The good thing, whenever they buy smaller, they will have enough equity in their home to pay cash if they wish and then the rest can get added to the retirement accounts and start earning some more interest while they prepare to make the next move in a few years.

I think you've got enough info to know that an annuity is a TERRIBLE 'investment'. Rip-off, Con, call it what you want - it's true. FMF - Since you said you didn't have enough info, though, maybe it's a good future post topic. I'd love to hear what you have to say after doing the research on this piece of crap.

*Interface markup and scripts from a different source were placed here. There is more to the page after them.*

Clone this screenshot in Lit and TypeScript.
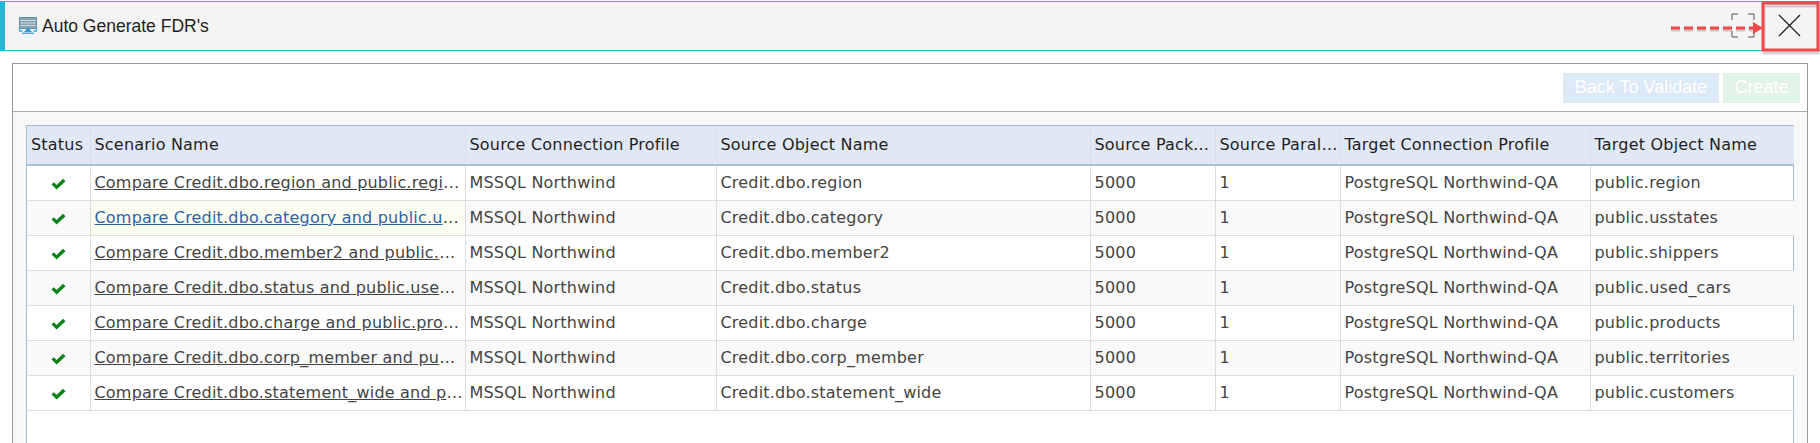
import { LitElement, html, css, svg } from "lit";
import { customElement } from "lit/decorators.js";

const rows = [
  ["Compare Credit.dbo.region and public.region", "Credit.dbo.region", "public.region"],
  ["Compare Credit.dbo.category and public.usstates", "Credit.dbo.category", "public.usstates"],
  ["Compare Credit.dbo.member2 and public.shippers", "Credit.dbo.member2", "public.shippers"],
  ["Compare Credit.dbo.status and public.used_cars", "Credit.dbo.status", "public.used_cars"],
  ["Compare Credit.dbo.charge and public.products", "Credit.dbo.charge", "public.products"],
  ["Compare Credit.dbo.corp_member and public.territories", "Credit.dbo.corp_member", "public.territories"],
  ["Compare Credit.dbo.statement_wide and public.customers", "Credit.dbo.statement_wide", "public.customers"],
];
const heads = ["Status", "Scenario Name", "Source Connection Profile", "Source Object Name", "Source Packet Size", "Source Parallel Count", "Target Connection Profile", "Target Object Name"];

@customElement("app-root")
export class AppRoot extends LitElement {
  static styles = css`
    :host { display: block; width: 1820px; height: 443px; overflow: hidden; background: #fff; position: relative; font-family: "DejaVu Sans", sans-serif; }
    .top { height: 48px; margin-top: 1px; border-top: 1px solid #29b4d6; border-bottom: 1px solid #29b4d6; border-left: 5px solid #29b4d6; background: #f4f4f4; display: flex; align-items: center; padding-left: 14px; gap: 5px; font: 17.500px "Liberation Sans", sans-serif; color: #222; }
    .top svg { display: block; }
    .panel { margin: 12px 12px 0 12px; border: 1px solid #999; border-bottom: 0; height: 400px; background: #f8f8f8; }
    .bar { height: 47px; background: #fff; border-bottom: 1px solid #aaa; display: flex; justify-content: flex-end; align-items: center; gap: 4px; padding-right: 7px; }
    .btn { height: 30px; display: flex; align-items: center; justify-content: center; color: #fff; font: 18px "Liberation Sans", sans-serif; }
    .back { width: 156px; background: #dceaf8; }
    .create { width: 77px; background: #e2f3e8; }
    .wrap { margin: 13px 13px 0 13px; border: 1px solid #a3bdd6; border-bottom: 0; background: #fff; height: 340px; }
    table { border-collapse: collapse; table-layout: fixed; width: 1767px; font-size: 16px; letter-spacing: 0.200px; color: #444; }
    th { height: 39px; padding: 0 0 2px 4px; background: #e1e8f5; color: #1f1f1f; font-weight: 400; text-align: left; border-right: 1px solid #d9dee6; border-bottom: 2px solid #a9c0d9; white-space: nowrap; overflow: hidden; text-overflow: ellipsis; box-sizing: border-box; }
    td { height: 35px; padding: 0 2px 0 4px; border-right: 1px solid #ddd; border-bottom: 1px solid #ddd; white-space: nowrap; overflow: hidden; text-overflow: ellipsis; box-sizing: border-box; }
    th:last-child, td:last-child { border-right: 0; }
    tr.alt td { background: #f9f9f9; }
    tr.hover td.name { background: #fbfdf0; }
    tr.hover a { color: #2d62a8; }
    a { color: #444; text-decoration: underline; }
    td.st { text-align: center; padding: 0; }
    td.st svg { display: inline-block; vertical-align: middle; }
    .overlay { position: absolute; left: 0; top: 0; pointer-events: none; }
  `;

  render() {
    const widths = [63, 375, 251, 374, 125, 125, 250, 204];
    return html`
      <div class="top">
        <svg width="18" height="18" viewBox="0 0 18 18">
          <rect x="0.500" y="0.500" width="17" height="11" fill="#8aa3b5" stroke="#5f8fa8"/>
          <path d="M1 3.500h16M1 6h16M1 8.500h16" stroke="#c9d6df" stroke-width="1"/>
          <path d="M0.500 12v2h3M17.500 12v2h-3" fill="none" stroke="#3fb5d8" stroke-width="1.500"/>
          <path d="M9 10l4 5H5z" fill="#3a9cc4"/>
          <rect x="3" y="15.500" width="12" height="1.500" fill="#3fb5d8"/>
        </svg>
        <span>Auto Generate FDR's</span>
      </div>
      <div class="panel">
        <div class="bar">
          <div class="btn back">Back To Validate</div>
          <div class="btn create">Create</div>
        </div>
        <div class="wrap">
          <table>
            <colgroup>${widths.map((w) => html`<col style="width:${w}px" />`)}</colgroup>
            <thead><tr>${heads.map((h) => html`<th>${h}</th>`)}</tr></thead>
            <tbody>
              ${rows.map(
                (r, i) => html`<tr class="${i % 2 ? "alt" : ""} ${i === 1 ? "hover" : ""}">
                  <td class="st"><svg width="15" height="12" viewBox="0 0 15 12"><path d="M0.500 6.500L2.800 4.200L5.600 7L12 0.800L14.500 3.200L5.600 11.500Z" fill="#0a8219"/></svg></td>
                  <td class="name"><a>${r[0]}</a></td>
                  <td>MSSQL Northwind</td>
                  <td>${r[1]}</td>
                  <td>5000</td>
                  <td>1</td>
                  <td>PostgreSQL Northwind-QA</td>
                  <td>${r[2]}</td>
                </tr>`
              )}
            </tbody>
          </table>
        </div>
      </div>
      <svg class="overlay" width="1820" height="443">
        ${svg`
          <path d="M1732 20v-6h6M1748 14h6v6M1732 31v6h6M1748 37h6v-6" fill="none" stroke="#555" stroke-width="1"/>
          <line x1="1671" y1="28" x2="1755" y2="28" stroke="#999" stroke-width="3" stroke-dasharray="9 4" opacity=".5" transform="translate(0,2)"/>
          <line x1="1671" y1="28" x2="1755" y2="28" stroke="#f4474b" stroke-width="3" stroke-dasharray="9 4"/>
          <path d="M1753 22l10 6-10 6z" fill="#f4474b"/>
          <rect x="1763" y="4" width="54" height="47" fill="none" stroke="#aaa" stroke-width="3" opacity=".5" transform="translate(1,2)"/>
          <rect x="1763" y="3" width="55" height="47" fill="none" stroke="#f4474b" stroke-width="3"/>
          <path d="M1779 15l21 21M1800 15l-21 21" stroke="#222" stroke-width="1.300" fill="none"/>
        `}
      </svg>
    `;
  }
}
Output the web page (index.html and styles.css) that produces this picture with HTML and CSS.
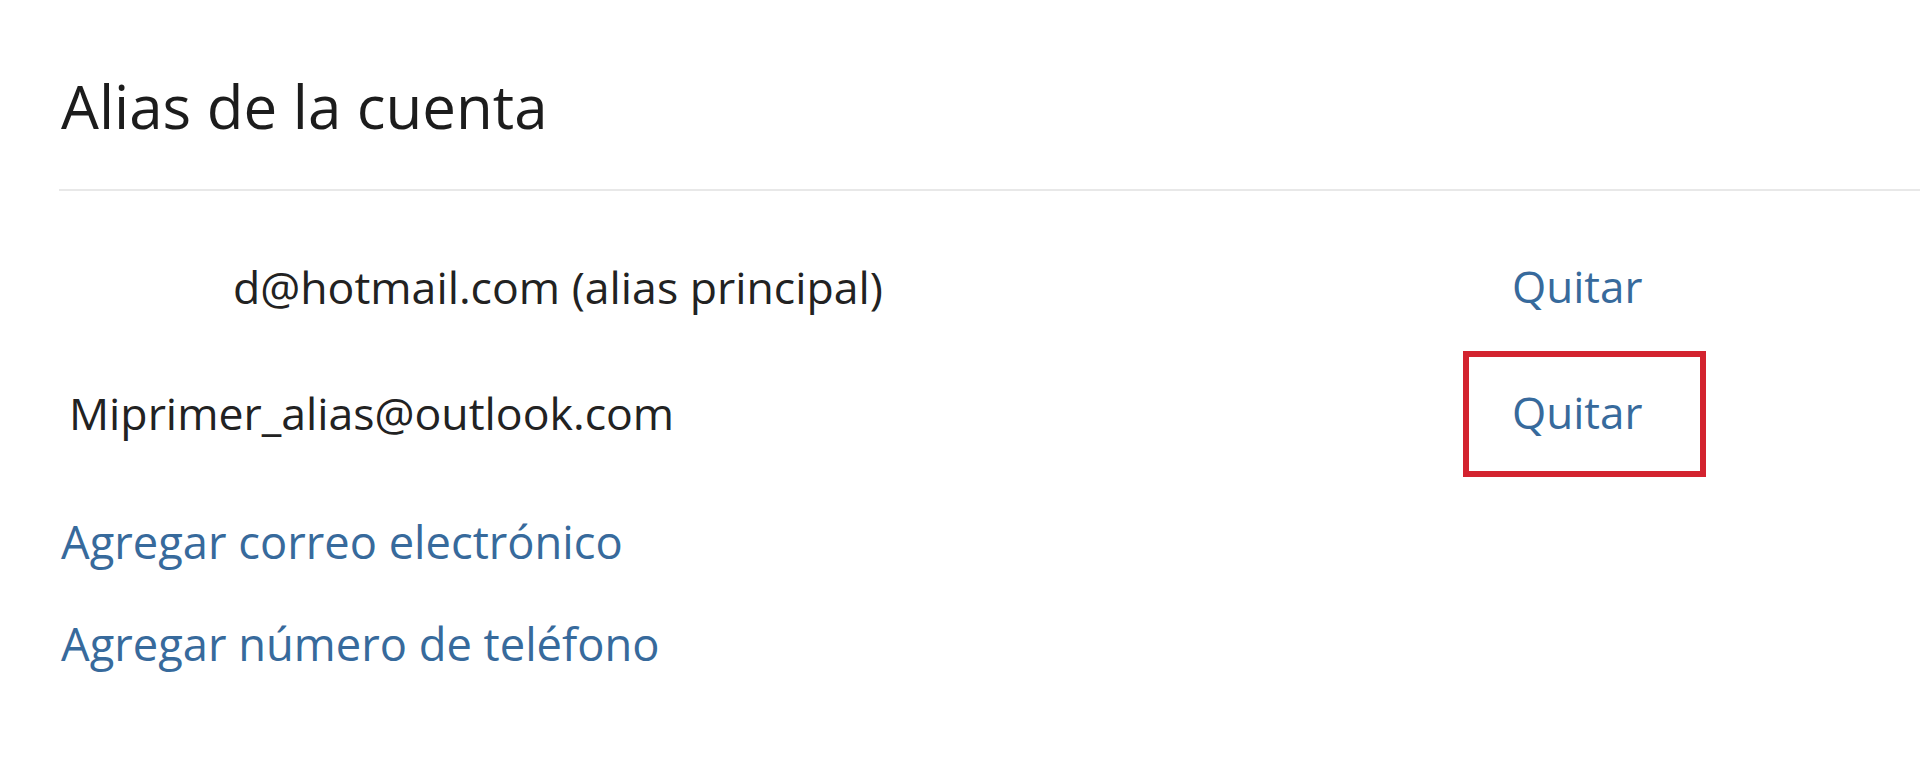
FILE: index.html
```html
<!DOCTYPE html>
<html lang="es">
    <head>
        <meta charset="UTF-8" />
        <meta name="viewport" content="width=device-width, initial-scale=1.0" />
        <title>Alias de la cuenta</title>
        <link rel="stylesheet" href="styles.css">
    </head>
    <body>
        <main class="page">
            <h1 class="title">Alias de la cuenta</h1>

            <ul class="alias-list">
                <li class="alias-row">
                    <span class="alias alias-primary">d@hotmail.com (alias principal)</span>
                    <a class="link" href="#">Quitar</a>
                </li>
                <li class="alias-row">
                    <span class="alias">Miprimer_alias@outlook.com</span>
                    <a class="link marked" href="#">Quitar</a>
                </li>
            </ul>

            <div class="add-links">
                <a class="link" href="#">Agregar correo electrónico</a>
                <a class="link" href="#">Agregar número de teléfono</a>
            </div>
        </main>
    </body>
</html>
```

FILE: styles.css
```css
body {
    margin: 0;
    background: #fff;
    font-family: "Open Sans", "Noto Sans", sans-serif;
    color: #202020;
}
.page {
    padding-top: 66px;
}
.title {
    margin: 0 0 0 59px;
    padding: 0 0 43px 2px;
    font-size: 60px;
    font-weight: 400;
    line-height: 80px;
    color: #1c1c1c;
    border-bottom: 2px solid #e8e8e8;
}
.alias-list {
    list-style: none;
    margin: 32px 0 0;
    padding: 0 0 0 61px;
}
.alias-row {
    display: grid;
    grid-template-columns: 1451px auto;
    align-items: center;
    height: 126px;
    font-size: 44.6px;
}
.alias {
    padding-left: 8px;
    color: #222;
}
.alias-primary {
    padding-left: 172px;
}
.link {
    color: #376a9c;
    text-decoration: none;
    font-size: 44px;
}
.marked {
    position: relative;
    justify-self: start;
}
.marked::after {
    content: "";
    position: absolute;
    left: -49px;
    top: -31px;
    width: 231px;
    height: 114px;
    border: 6px solid #d3232f;
}
.add-links {
    display: flex;
    flex-direction: column;
    margin-top: 16px;
    padding-left: 61px;
}
.add-links .link {
    font-size: 45.3px;
    line-height: 102px;
}
```
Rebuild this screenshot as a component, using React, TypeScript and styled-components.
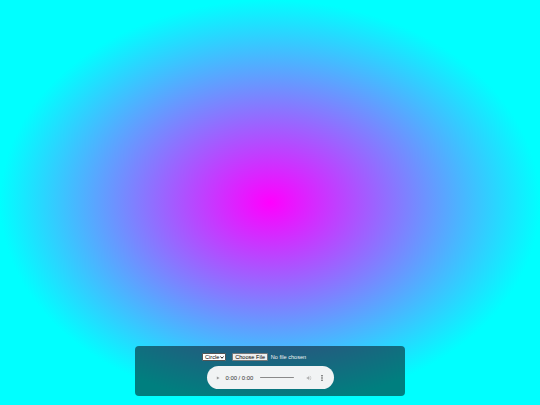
import React from "react"
import styled, { createGlobalStyle } from "styled-components"

const GlobalStyle = createGlobalStyle`
  html, body {
    margin: 0;
    padding: 0;
    height: 100%;
  }
  body {
    font-family: "Liberation Sans", Arial, sans-serif;
    overflow: hidden;
  }
`

const Stage = styled.div`
  position: relative;
  width: 100vw;
  height: 100vh;
  background: radial-gradient(closest-side, #ff00ff 0%, #00ffff 100%);
`

const Controls = styled.div`
  position: absolute;
  left: 50%;
  bottom: 9px;
  transform: translateX(-50%);
  width: 270px;
  height: 50px;
  box-sizing: border-box;
  padding-top: 7px;
  background: rgba(0, 0, 0, 0.5);
  border-radius: 4px;
  display: flex;
  flex-direction: column;
  align-items: center;
  gap: 5px;
  color: #fff;
`

const TopRow = styled.div`
  display: flex;
  align-items: center;
  gap: 6px;
  height: 8px;
`

const SelectBox = styled.div`
  width: 24px;
  height: 8px;
  box-sizing: border-box;
  background: #fff;
  border: 0.5px solid #555;
  border-radius: 1px;
  display: flex;
  align-items: center;
  justify-content: space-between;
  padding: 0 1.5px 0 2px;
  font-size: 5.6px;
  color: #000;
`

const FileInput = styled.div`
  width: 106px;
  display: flex;
  align-items: center;
  gap: 2.5px;
  font-size: 5.6px;
`

const FileButton = styled.div`
  height: 8px;
  box-sizing: border-box;
  padding: 0 2.2px;
  background: #efefef;
  border: 0.5px solid #767676;
  border-radius: 1px;
  color: #000;
  display: flex;
  align-items: center;
  white-space: nowrap;
`

const FileName = styled.span`
  color: #f2f2f2;
  white-space: nowrap;
`

const Player = styled.div`
  width: 127px;
  height: 23px;
  box-sizing: border-box;
  background: #f1f3f4;
  border-radius: 12px;
  display: flex;
  align-items: center;
  padding-left: 9px;
  color: #303030;
  font-size: 5.9px;
`

const Time = styled.span`
  margin-left: 6px;
  white-space: nowrap;
`

const Track = styled.div`
  margin-left: 7px;
  width: 34px;
  height: 1.5px;
  border-radius: 1px;
  background: #8a8a8a;
`

const VolumeIcon = styled.svg`
  margin-left: 12px;
  width: 6px;
  height: 6px;
`

const MoreIcon = styled.svg`
  margin-left: 9px;
  width: 2px;
  height: 6px;
`

export default function App() {
  return (
    <>
      <GlobalStyle />
      <Stage>
        <Controls>
          <TopRow>
            <SelectBox>
              <span>Circle</span>
              <svg width="4" height="3" viewBox="0 0 8 6">
                <path d="M1 1 L4 4.5 L7 1" fill="none" stroke="#000" strokeWidth="1.8" />
              </svg>
            </SelectBox>
            <FileInput>
              <FileButton>Choose File</FileButton>
              <FileName>No file chosen</FileName>
            </FileInput>
          </TopRow>
          <Player>
            <svg width="4" height="4" viewBox="0 0 10 10">
              <path d="M2 1 L9 5 L2 9 Z" fill="#9a9a9a" />
            </svg>
            <Time>0:00 / 0:00</Time>
            <Track />
            <VolumeIcon viewBox="0 0 24 24">
              <path d="M3 9v6h4l5 5V4L7 9H3z" fill="#b0b0b0" />
              <path d="M16.5 12c0-1.8-1-3.3-2.5-4v8c1.5-.7 2.5-2.2 2.5-4z" fill="#b0b0b0" />
              <path d="M14 3.2v2.1c2.9.9 5 3.5 5 6.7s-2.1 5.8-5 6.7v2.1c4-.9 7-4.5 7-8.8s-3-7.9-7-8.8z" fill="#b0b0b0" />
            </VolumeIcon>
            <MoreIcon viewBox="0 0 4 12">
              <circle cx="2" cy="1.5" r="1.3" fill="#222" />
              <circle cx="2" cy="6" r="1.3" fill="#222" />
              <circle cx="2" cy="10.5" r="1.3" fill="#222" />
            </MoreIcon>
          </Player>
        </Controls>
      </Stage>
    </>
  )
}
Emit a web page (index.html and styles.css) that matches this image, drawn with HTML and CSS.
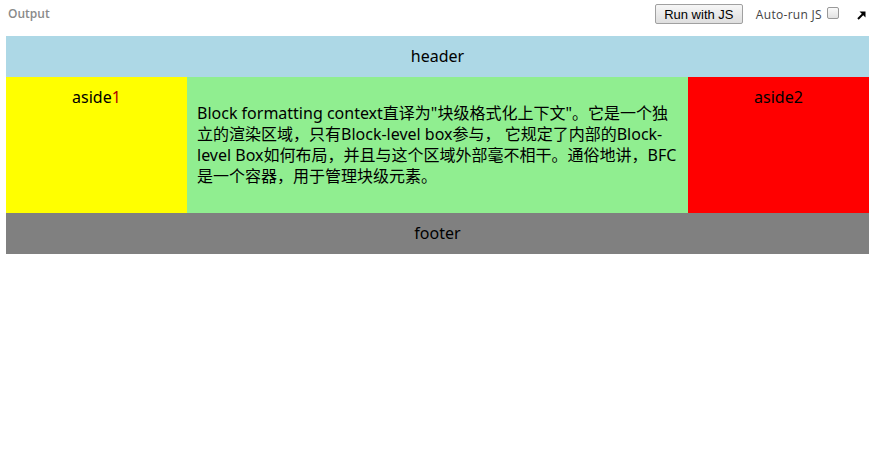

Annuities -- they are good for exactly one thing, insuring against unplanned-for longevity. That insurance only has actual value from the time you expect to die and afterwards. The present value of that insurance consequently increases as you approach the end of your life expectancy. So while an annuity is verifiably a terrible investment for a young or middle aged person, it becomes increasingly attractive for people approaching what they expect to be the end of their life.

Pip --

Yep, it's on my list for a future post. (On a day I can't come up with anything else.) ;-)

Whilst I certainly don't intend to rely on one, I might take out a reverse mortgage once I'm retired for the extra cash. Assuming that I have no intention of leaving any money to anyone in particular, what would be the harm?

In the UK, by the time you reach the age of 75 you essentially have to have bought an annuity with your tax-deferred retirement funds. It's the sort where you pay a lump sum and they give you an income. The income can either be fixed or increase with RPI or increase at a fixed rate each year.

In theory I agree with you that reverse mortgages are not the best idea. However, a reverse mortgage is the correct choice in certain situations - when there is no other choice. It is easy to say an effective downsize will lead to no need for a reverse mortgage. But what about when the senior is as downsized as they can go? What about emotional attachment to a home they have lived in for 40 years?